The idea is that this will be an "edge list" for a social network analysis graph. Once I have 'outlist' I will reduce the number of edges based on some criteria(<,>,==,) so the final list (and graph) won't be quite so ponderous.
#Fake data of same approximate dimensions as real data
dlist<-sample(1:20,20, replace=FALSE)
#purge the output list before running the loop
rm(outlist)
outlist<-data.frame()
for(i in 1:(length(dlist)-1)){
for(j in (i+1):length(dlist)){
outlist<-rbind(outlist, c(dlist[i],dlist[j], dlist[j]-dlist[i]))
}
}
IIUC your final dataset will be ~200 million rows by 3 columns, all of type numeric, which takes a total space of:
200e6 (rows) * 3 (cols) * 8 (bytes) / (1024 ^ 3)
# ~ 4.5GB
That's quite a big data, where it's essential to avoid copies wherever possible.

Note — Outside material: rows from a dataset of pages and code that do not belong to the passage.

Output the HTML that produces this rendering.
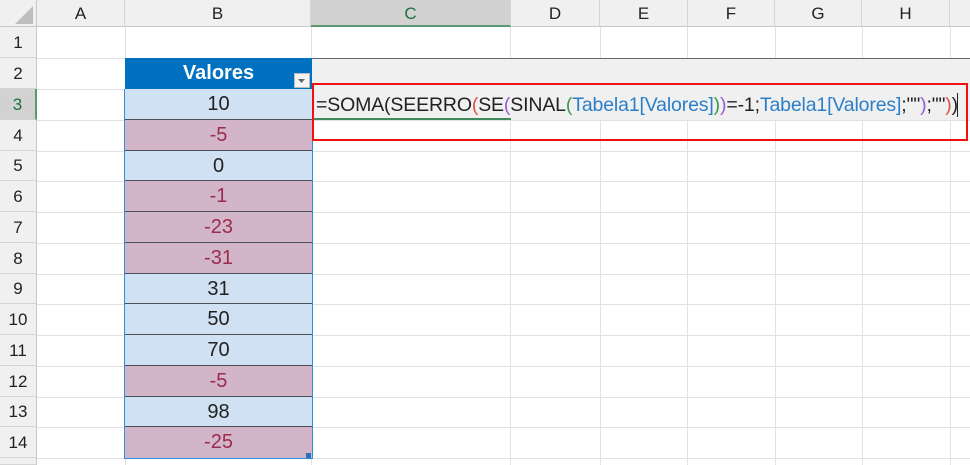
<!DOCTYPE html>
<html><head><style>
body{margin:0;width:970px;height:465px;overflow:hidden;background:#fff;font-family:"Liberation Sans",sans-serif;position:relative}
div{position:absolute;box-sizing:border-box}
.ch{top:0;height:27px;background:#f0f0f0;border-right:1px solid #d4d4d4;border-bottom:1px solid #c8c8c8;text-align:center;font-size:17px;line-height:27px;color:#222}
.rh{left:0;width:37px;background:#f0f0f0;border-bottom:1px solid #d4d4d4;border-right:1px solid #c8c8c8;text-align:center;font-size:17px;color:#222}
.vl{top:27px;width:1px;height:438px;background:#e1e1e1}
.hl{left:37px;width:933px;height:1px;background:#e1e1e1}
.c{left:125px;width:187px;text-align:center;font-size:20px;border-bottom:1.5px solid #4a4f5a}
.b{background:#cfe1f2;color:#222}
.p{background:#d3b5c9;color:#9b2c4c}
</style></head><body>
<div style="left:0;top:0;width:37px;height:27px;background:#f0f0f0;border-right:1px solid #c8c8c8;border-bottom:1px solid #c8c8c8"></div>
<svg style="position:absolute;left:14px;top:6px" width="20" height="19"><polygon points="19,0 19,18 1,18" fill="#bdbdbd"/></svg>
<div class="ch" style="left:37px;width:88px">A</div>
<div class="ch" style="left:125px;width:186px">B</div>
<div class="ch" style="left:311px;width:200px;background:#d2d2d2;color:#1e6e42;border-bottom:2px solid #5a9a70">C</div>
<div class="ch" style="left:511px;width:89px">D</div>
<div class="ch" style="left:600px;width:88px">E</div>
<div class="ch" style="left:688px;width:87px">F</div>
<div class="ch" style="left:775px;width:87px">G</div>
<div class="ch" style="left:862px;width:88px">H</div>
<div class="ch" style="left:950px;width:20px;border-right:none"></div>

<div class="vl" style="left:125px"></div><div class="vl" style="left:311px"></div><div class="vl" style="left:510px"></div><div class="vl" style="left:600px"></div><div class="vl" style="left:687px"></div><div class="vl" style="left:775px"></div><div class="vl" style="left:862px"></div><div class="vl" style="left:950px"></div>
<div class="hl" style="top:58px"></div><div class="hl" style="top:89px"></div><div class="hl" style="top:120px"></div><div class="hl" style="top:151px"></div><div class="hl" style="top:181px"></div><div class="hl" style="top:212px"></div><div class="hl" style="top:243px"></div><div class="hl" style="top:274px"></div><div class="hl" style="top:304px"></div><div class="hl" style="top:335px"></div><div class="hl" style="top:366px"></div><div class="hl" style="top:397px"></div><div class="hl" style="top:427px"></div><div class="hl" style="top:458px"></div>

<div class="rh" style="top:27px;height:31px;line-height:31px">1</div>
<div class="rh" style="top:58px;height:31px;line-height:31px">2</div>
<div class="rh" style="top:89px;height:31px;line-height:31px;background:#d2d2d2;color:#1e6e42;border-right:2px solid #5a9a70">3</div>
<div class="rh" style="top:120px;height:31px;line-height:31px">4</div>
<div class="rh" style="top:151px;height:30px;line-height:30px">5</div>
<div class="rh" style="top:181px;height:31px;line-height:31px">6</div>
<div class="rh" style="top:212px;height:31px;line-height:31px">7</div>
<div class="rh" style="top:243px;height:31px;line-height:31px">8</div>
<div class="rh" style="top:274px;height:30px;line-height:30px">9</div>
<div class="rh" style="top:304px;height:31px;line-height:31px">10</div>
<div class="rh" style="top:335px;height:31px;line-height:31px">11</div>
<div class="rh" style="top:366px;height:31px;line-height:31px">12</div>
<div class="rh" style="top:397px;height:30px;line-height:30px">13</div>
<div class="rh" style="top:427px;height:31px;line-height:31px">14</div>
<div class="rh" style="top:458px;height:7px"></div>

<div style="left:312px;top:58px;width:658px;height:62px;background:#f0f0f0;border-top:1px solid #666"></div>
<div style="left:312px;top:118px;width:199px;height:2px;background:#3f8a5a"></div>

<div class="c" style="top:58px;height:31px;line-height:31px;background:#0070c0;color:#fff;font-weight:bold;border:none">Valores</div>
<div style="left:294px;top:73px;width:16px;height:15px;background:#f4f4f4;border:1px solid #bbb"></div>
<svg style="position:absolute;left:298px;top:79px" width="8" height="5"><polygon points="0,0 7,0 3.5,4" fill="#666"/></svg>
<div class="c b" style="top:89px;height:31px;line-height:31px">10</div>
<div class="c p" style="top:120px;height:31px;line-height:31px">-5</div>
<div class="c b" style="top:151px;height:30px;line-height:30px">0</div>
<div class="c p" style="top:181px;height:31px;line-height:31px">-1</div>
<div class="c p" style="top:212px;height:31px;line-height:31px">-23</div>
<div class="c p" style="top:243px;height:31px;line-height:31px">-31</div>
<div class="c b" style="top:274px;height:30px;line-height:30px">31</div>
<div class="c b" style="top:304px;height:31px;line-height:31px">50</div>
<div class="c b" style="top:335px;height:31px;line-height:31px">70</div>
<div class="c p" style="top:366px;height:31px;line-height:31px">-5</div>
<div class="c b" style="top:397px;height:30px;line-height:30px">98</div>
<div class="c p" style="top:427px;height:31px;line-height:31px;border-bottom:none">-25</div>
<div style="left:124px;top:89px;width:189px;height:370px;border:1.5px solid #2f8fd8;border-top:none"></div>
<div style="left:306px;top:453px;width:5px;height:5px;background:#2f6fbf"></div>

<div style="left:312px;top:83px;width:656px;height:58px;border:2.5px solid #f01010"></div>
<div style="left:316px;top:91px;height:28px;line-height:28px;font-size:19.5px;white-space:nowrap;color:#222;letter-spacing:-0.15px">=SOMA(SEERRO<span style="color:#e0504a">(</span>SE<span style="color:#9a5ad0">(</span>SINAL<span style="color:#3a9a4a">(</span><span style="color:#2a7fc8">Tabela1[Valores]</span><span style="color:#3a9a4a">)</span><span style="color:#9a5ad0">)</span>=-1;<span style="color:#2a7fc8">Tabela1[Valores]</span>;""<span style="color:#9a5ad0">)</span>;""<span style="color:#e0504a">)</span>)</div>
<div style="left:957px;top:93px;width:1px;height:24px;background:#222"></div>
</body></html>
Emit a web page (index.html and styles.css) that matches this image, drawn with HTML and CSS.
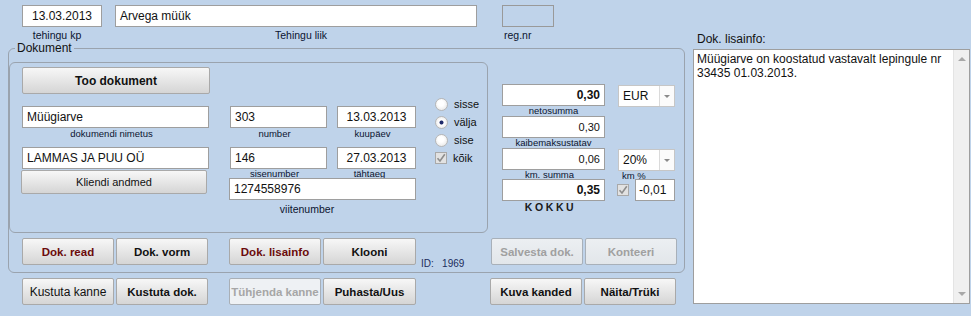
FILE: index.html
```html
<!DOCTYPE html>
<html lang="et">

<head>
    <meta charset="UTF-8">
    <meta name="viewport" content="width=device-width, initial-scale=1.0">
    <title>Dokument</title>
    <link rel="stylesheet" href="styles.css">
</head>

<body>
    <div class="screen">
        <div class="main">
            <div class="top-row">
                <div class="field w-date">
                    <div class="input center">13.03.2013</div>
                    <div class="cap cap-top pr10">tehingu kp</div>
                </div>
                <div class="field w-type">
                    <div class="input">Arvega müük</div>
                    <div class="cap cap-top pl10">Tehingu liik</div>
                </div>
                <div class="field w-reg">
                    <div class="input blank"></div>
                    <div class="cap cap-top left">reg.nr</div>
                </div>
            </div>

            <fieldset class="doc">
                <legend>Dokument</legend>
                <div class="doc-body">
                    <div class="panel">
                        <button class="btn btn-fetch">Too dokument</button>
                        <div class="fields">
                            <div class="col-name">
                                <div class="input">Müügiarve</div>
                                <div class="cap gap">dokumendi nimetus</div>
                                <div class="input">LAMMAS JA PUU OÜ</div>
                                <button class="btn btn-client">Kliendi andmed</button>
                            </div>
                            <div class="col-nums">
                                <div class="pair">
                                    <div class="field w-nr">
                                        <div class="input">303</div>
                                        <div class="cap gap">number</div>
                                    </div>
                                    <div class="field w-dt">
                                        <div class="input center">13.03.2013</div>
                                        <div class="cap gap">kuupäev</div>
                                    </div>
                                </div>
                                <div class="pair">
                                    <div class="field w-nr">
                                        <div class="input">146</div>
                                        <div class="cap tight">sisenumber</div>
                                    </div>
                                    <div class="field w-dt">
                                        <div class="input center">27.03.2013</div>
                                        <div class="cap tight pr14">tähtaeg</div>
                                    </div>
                                </div>
                                <div class="input ref">1274558976</div>
                                <div class="cap ref-cap">viitenumber</div>
                            </div>
                            <div class="radios">
                                <div class="opt"><span class="dot"></span>sisse</div>
                                <div class="opt"><span class="dot on"></span>välja</div>
                                <div class="opt"><span class="dot"></span>sise</div>
                                <div class="opt">
                                    <span class="check"><svg width="10" height="10" viewBox="0 0 10 10"><path d="M1.5 5.2 L4 8 L8.8 1.2" fill="none" stroke="#8d8d8d" stroke-width="1.6"/></svg></span>kõik
                                </div>
                            </div>
                        </div>
                    </div>

                    <div class="sums">
                        <div class="sum-col">
                            <div class="input num bold">0,30</div>
                            <div class="cap sm">netosumma</div>
                            <div class="input num small">0,30</div>
                            <div class="cap sm">kaibemaksustatav</div>
                            <div class="input num small">0,06</div>
                            <div class="cap tight">km. summa</div>
                            <div class="input num bold">0,35</div>
                            <div class="cap total">KOKKU</div>
                        </div>
                        <div class="rate-col">
                            <div class="combo first">
                                <span class="combo-val">EUR</span>
                                <span class="combo-btn"><i class="tri"></i></span>
                            </div>
                            <div class="combo second">
                                <span class="combo-val">20%</span>
                                <span class="combo-btn"><i class="tri"></i></span>
                            </div>
                            <div class="cap tight left km">km %</div>
                            <div class="round-row">
                                <span class="check"><svg width="10" height="10" viewBox="0 0 10 10"><path d="M1.5 5.2 L4 8 L8.8 1.2" fill="none" stroke="#8d8d8d" stroke-width="1.6"/></svg></span>
                                <div class="input diff">-0,01</div>
                            </div>
                        </div>
                    </div>
                </div>

                <div class="btn-row inner-row">
                    <button class="btn red">Dok. read</button>
                    <button class="btn">Dok. vorm</button>
                    <button class="btn red push">Dok. lisainfo</button>
                    <button class="btn wide">Klooni</button>
                    <div class="doc-id">ID:&nbsp;&nbsp; 1969</div>
                    <button class="btn off right">Salvesta dok.</button>
                    <button class="btn off">Konteeri</button>
                </div>
            </fieldset>

            <div class="btn-row outer-row">
                <button class="btn plain">Kustuta kanne</button>
                <button class="btn">Kustuta dok.</button>
                <button class="btn faded push">Tühjenda kanne</button>
                <button class="btn wide">Puhasta/Uus</button>
                <button class="btn far">Kuva kanded</button>
                <button class="btn">Näita/Trüki</button>
            </div>
        </div>

        <div class="side">
            <div class="side-label">Dok. lisainfo:</div>
            <div class="memo">
                <div class="memo-text">Müügiarve on koostatud vastavalt lepingule nr<br>33435 01.03.2013.</div>
                <div class="memo-bar">
                    <i class="arrow up"></i>
                    <i class="arrow down"></i>
                </div>
            </div>
        </div>
    </div>
</body>

</html>
```

FILE: styles.css
```css
* {
    box-sizing: border-box;
}

body {
    margin: 0;
    background-color: #bfd3ea;
    font-family: "Liberation Sans", Arial, sans-serif;
    color: #111;
    overflow: hidden;
}

.screen {
    display: flex;
    gap: 8px;
    width: 971px;
    height: 316px;
}

.main {
    width: 685px;
    flex: none;
}

/* top line: date, type, reg.nr */
.top-row {
    display: flex;
    height: 41px;
    padding: 5px 0 0 22px;
}

.field {
    display: flex;
    flex-direction: column;
}

.w-date {
    width: 80px;
}

.w-type {
    width: 362px;
    margin-left: 13px;
}

.w-reg {
    width: 52px;
    margin-left: 25px;
}

.input {
    height: 22px;
    border: 1px solid #9e9e9e;
    background-color: #fff;
    font-size: 12px;
    line-height: 20px;
    padding: 0 4px;
    white-space: nowrap;
    overflow: hidden;
}

.input.center {
    text-align: center;
}

.input.blank {
    background-color: transparent;
    border-color: #999;
}

.input.num {
    text-align: right;
    padding-right: 4px;
}

.input.bold {
    font-weight: bold;
}

.input.small {
    font-size: 11px;
}

.cap {
    font-size: 9.5px;
    line-height: 12px;
    text-align: center;
    color: #0b1430;
    white-space: nowrap;
    padding-right: 8px;
}

.cap-top {
    font-size: 10.5px;
    margin-top: 2px;
    padding-right: 0;
}

.cap.left {
    text-align: left;
    padding: 0 0 0 2px;
}

.cap.pr10 {
    padding-right: 10px;
}

.cap.pl10 {
    padding-left: 10px;
}

.cap.pr14 {
    padding-right: 14px;
}

.cap.gap {
    margin-bottom: 7px;
}

.cap.tight {
    line-height: 9px;
    height: 9px;
}

/* Dokument group */
.doc {
    margin: 0 0 0 8px;
    width: 677px;
    min-width: 0;
    padding: 0 0 7px;
    border: 1px solid #9aa3ae;
    border-radius: 6px;
}

.doc legend {
    margin-left: 6px;
    padding: 0 2px;
    font-size: 12px;
    line-height: 14px;
    color: #111;
}

.doc-body {
    display: flex;
    align-items: flex-start;
    margin-top: 7px;
}

.panel {
    width: 479px;
    height: 171px;
    flex: none;
    border: 1px solid #9aa3ae;
    border-radius: 6px;
    padding: 4px 0 0 12px;
}

.btn {
    height: 27px;
    width: 92px;
    padding: 0;
    border: 1px solid #a9a9a9;
    border-radius: 2px;
    background: linear-gradient(#f7f7f7, #d5d5d5);
    font-family: inherit;
    font-size: 11.5px;
    font-weight: bold;
    color: #111;
    white-space: nowrap;
    cursor: pointer;
}

.btn-fetch {
    width: 188px;
    display: block;
    font-size: 12px;
}

.fields {
    display: flex;
    margin-top: 1px;
}

.col-name {
    width: 187px;
    margin-top: 11px;
    display: flex;
    flex-direction: column;
}

.btn-client {
    width: 186px;
    height: 24px;
    margin: 1px 0 0 -1px;
    font-size: 11px;
    font-weight: normal;
}

.col-nums {
    width: 186px;
    margin: 11px 0 0 21px;
    display: flex;
    flex-direction: column;
}

.pair {
    display: flex;
    gap: 10px;
}

.w-nr {
    width: 97px;
}

.w-dt {
    width: 79px;
}

.input.ref {
    width: 187px;
    margin-left: -1px;
}

.ref-cap {
    margin-top: 3px;
    font-size: 10.5px;
    padding-right: 32px;
}

/* sisse / välja / sise / kõik */
.radios {
    margin-left: 17px;
    display: flex;
    flex-direction: column;
}

.opt {
    height: 18px;
    display: flex;
    align-items: center;
    gap: 6px;
    padding-left: 2px;
    font-size: 11px;
}

.dot {
    width: 13px;
    height: 13px;
    border-radius: 50%;
    border: 1px solid #b6b6b6;
    background: radial-gradient(circle at 45% 40%, #fff 30%, #e0e0e0);
}

.dot.on {
    background: radial-gradient(circle, #1f2b6b 0 1.6px, #fff 2.4px, #fff 35%, #e0e0e0);
}

.check {
    width: 12px;
    height: 12px;
    border: 1px solid #a9a9a9;
    background-color: #e2e2e2;
    display: flex;
    align-items: center;
    justify-content: center;
}

/* money fields */
.sums {
    display: flex;
    gap: 12px;
    margin: 22px 0 0 14px;
}

.sum-col {
    width: 103px;
    display: flex;
    flex-direction: column;
}

.cap.sm {
    line-height: 10px;
    padding-right: 0;
}

.cap.total {
    font-size: 10.5px;
    font-weight: bold;
    letter-spacing: 2.6px;
    padding-right: 6px;
    color: #1a1a1a;
}

.rate-col {
    width: 58px;
    display: flex;
    flex-direction: column;
}

.combo {
    display: flex;
    width: 57px;
    height: 22px;
    margin-left: 1px;
    border: 1px solid #c6c6c6;
    background-color: #fff;
}

.combo.first {
    margin-top: 1px;
}

.combo.second {
    margin-top: 42px;
}

.combo-val {
    flex: 1;
    padding-left: 4px;
    font-size: 12px;
    line-height: 20px;
}

.combo-btn {
    width: 15px;
    border-left: 1px solid #dadada;
    background-color: #fbfbfb;
    display: flex;
    align-items: center;
    justify-content: center;
}

.tri {
    width: 0;
    height: 0;
    border-left: 3px solid transparent;
    border-right: 3px solid transparent;
    border-top: 3px solid #8a8a8a;
}

.cap.km {
    padding-left: 5px;
}

.round-row {
    display: flex;
    align-items: center;
    gap: 6px;
    margin-top: -1px;
}

.input.diff {
    width: 40px;
    padding-left: 3px;
}

/* button rows */
.btn-row {
    display: flex;
    gap: 2px;
}

.inner-row {
    margin: 5px 7px 0 13px;
}

.outer-row {
    margin-top: 5px;
    padding-left: 22px;
}

.btn.red {
    color: #6b0b0b;
}

.btn.push {
    margin-left: 19px;
}

.btn.wide {
    width: 93px;
}

.btn.right {
    margin-left: auto;
}

.btn.far {
    margin-left: 72px;
}

.btn.plain {
    font-size: 12px;
    font-weight: normal;
}

.btn.off {
    background: linear-gradient(#eceff2, #e2e6ea);
    border-color: #a8b0b9;
    color: #a0a0a0;
}

.btn.faded {
    background: #eef1f4;
    border-color: #a9afb6;
    color: #a6a6a6;
}

.doc-id {
    align-self: flex-end;
    margin: 0 0 -5px 3px;
    font-size: 10px;
    line-height: 12px;
    color: #1c2c5c;
    white-space: nowrap;
}

/* Dok. lisainfo */
.side {
    width: 277px;
    padding-top: 32px;
}

.side-label {
    padding-left: 4px;
    font-size: 12px;
    line-height: 14px;
    color: #111;
}

.memo {
    display: flex;
    margin-top: 3px;
    width: 277px;
    height: 255px;
    border: 1px solid #9e9e9e;
    background-color: #fff;
}

.memo-text {
    flex: 1;
    padding: 2px 3px;
    font-size: 12px;
    line-height: 14px;
    white-space: nowrap;
}

.memo-bar {
    width: 16px;
    background-color: #f0f0f0;
    border-left: 1px solid #e4e4e4;
    display: flex;
    flex-direction: column;
    justify-content: space-between;
    align-items: center;
    padding: 7px 0;
}

.arrow {
    width: 0;
    height: 0;
    border-left: 4px solid transparent;
    border-right: 4px solid transparent;
}

.arrow.up {
    border-bottom: 4px solid #a8a8a8;
}

.arrow.down {
    border-top: 4px solid #a8a8a8;
}
```
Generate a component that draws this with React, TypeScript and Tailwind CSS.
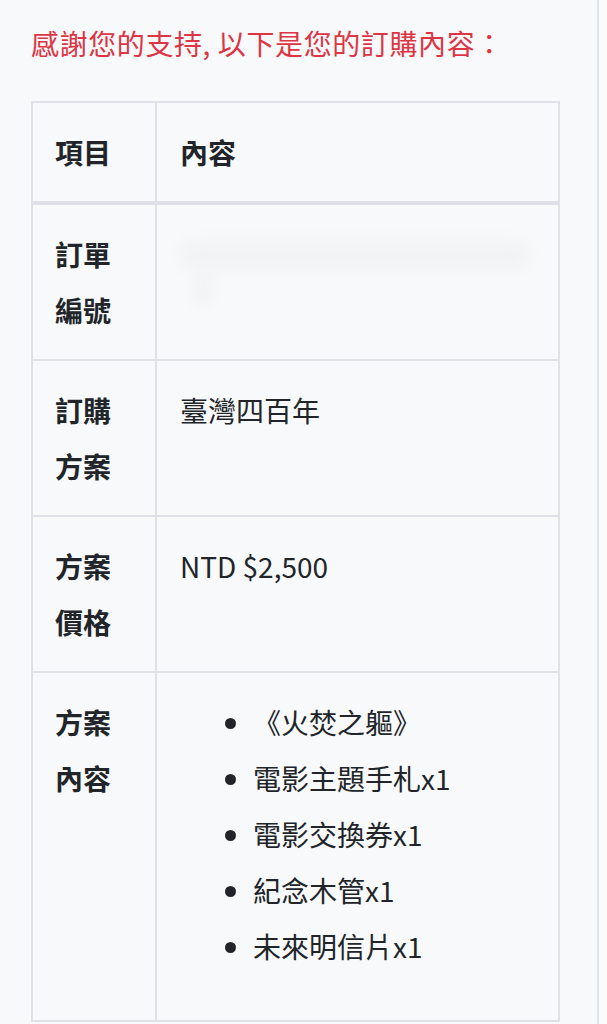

Here's a method that uses data.table package's unexported (internal) vecseq function (written in C and is fast + memory efficient) and makes use of it's assignment by reference operator :=, to avoid copies.
fn1 <- function(x) {
require(data.table) ## 1.9.2
lx = length(x)
vx = as.integer(lx * (lx-1)/2)
# R v3.1.0 doesn't copy on doing list(.) - so should be even more faster there
ans = setDT(list(v1 = rep.int(head(x,-1L), (lx-1L):1L),
v2=x[data.table:::vecseq(2:lx, (lx-1L):1, vx)]))
ans[, v3 := v2-v1]
}
Benchmarking:
I'll benchmark with functions from other answers on your data dimensions. Note that my benchmark is on R v3.0.2, but fn1() should give better performance (both speed and memory) on R v3.1.0 because list(.) doesn't result in copy anymore.
fn2 <- function(x) {
diffmat <- outer(x, x, "-")
ss <- which(upper.tri(diffmat), arr.ind = TRUE)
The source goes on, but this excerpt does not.